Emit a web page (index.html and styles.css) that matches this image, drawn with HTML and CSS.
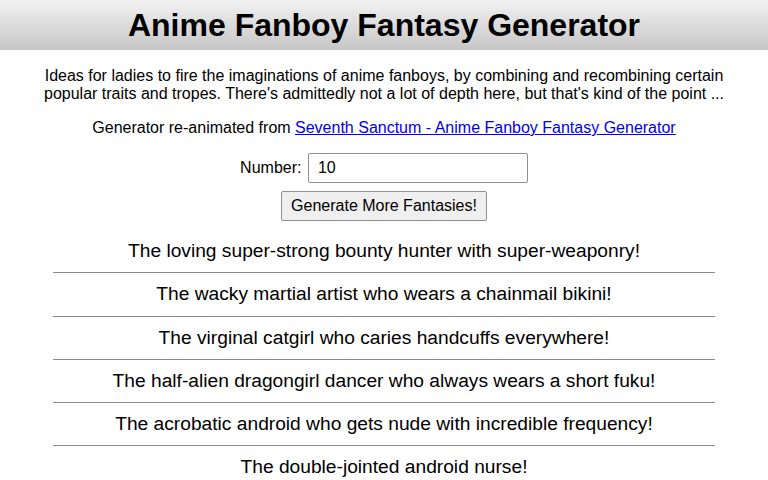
FILE: index.html
```html
<!DOCTYPE html>
<html>
<head>
<meta charset="utf-8">
<link rel="stylesheet" href="styles.css">
</head>
<body>
<header class="top">
  <h1 class="title">Anime Fanboy Fantasy Generator</h1>
</header>
<main class="main">
  <p class="intro">Ideas for ladies to fire the imaginations of anime fanboys, by combining and recombining certain popular traits and tropes. There's admittedly not a lot of depth here, but that's kind of the point ...</p>
  <p class="credit">Generator re-animated from <a href="#">Seventh Sanctum - Anime Fanboy Fantasy Generator</a></p>
  <div class="form">
    <label class="num-row">Number: <input class="num" type="text" value="10"></label>
    <button class="gen">Generate More Fantasies!</button>
  </div>
  <ul class="results">
    <li>The loving super-strong bounty hunter with super-weaponry!</li>
    <li>The wacky martial artist who wears a chainmail bikini!</li>
    <li>The virginal catgirl who caries handcuffs everywhere!</li>
    <li>The half-alien dragongirl dancer who always wears a short fuku!</li>
    <li>The acrobatic android who gets nude with incredible frequency!</li>
    <li>The double-jointed android nurse!</li>
  </ul>
</main>
</body>
</html>
```
FILE: styles.css
```css
html, body {
  margin: 0;
  padding: 0;
  background: #fff;
  font-family: "Liberation Sans", Arial, sans-serif;
  color: #000;
}
.top {
  height: 50px;
  background: linear-gradient(to bottom, #f2f2f2, #c6c6c6);
  display: flex;
  align-items: center;
  justify-content: center;
}
.title {
  margin: 0;
  font-size: 32px;
  font-weight: bold;
}
.main {
  width: 700px;
  margin: 0 auto;
  text-align: center;
  padding-top: 17px;
}
.intro {
  margin: 0 0 16px;
  font-size: 16px;
  line-height: 18px;
}
.credit {
  margin: 0 0 16px;
  font-size: 16px;
  line-height: 18px;
}
.credit a {
  color: #0000ee;
}
.form {
  display: flex;
  flex-direction: column;
  align-items: center;
  gap: 8px;
}
.num-row {
  font-size: 16px;
}
.num {
  width: 220px;
  height: 30px;
  box-sizing: border-box;
  border: 1px solid #8f8f8f;
  border-radius: 2px;
  padding: 0 9px;
  font-family: inherit;
  font-size: 16px;
  margin-left: 2px;
}
.gen {
  height: 30px;
  padding: 0 9px;
  font-family: inherit;
  font-size: 16px;
  background: #efefef;
  border: 1px solid #8f8f8f;
  border-radius: 2px;
  color: #000;
}
.results {
  list-style: none;
  margin: 9px 0 0;
  padding: 0 19px;
}
.results li {
  font-size: 19.2px;
  line-height: 22.25px;
  padding: 10px 0 10px;
  border-bottom: 1px solid #8a8a8a;
}
.results li:last-child {
  border-bottom: none;
}
```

☆ ☆ ☆ ☆

Find the lines above that include the string "index" and copy them.

Emit a web page (index.html and styles.css) that matches this image, drawn with HTML and CSS.
FILE: index.html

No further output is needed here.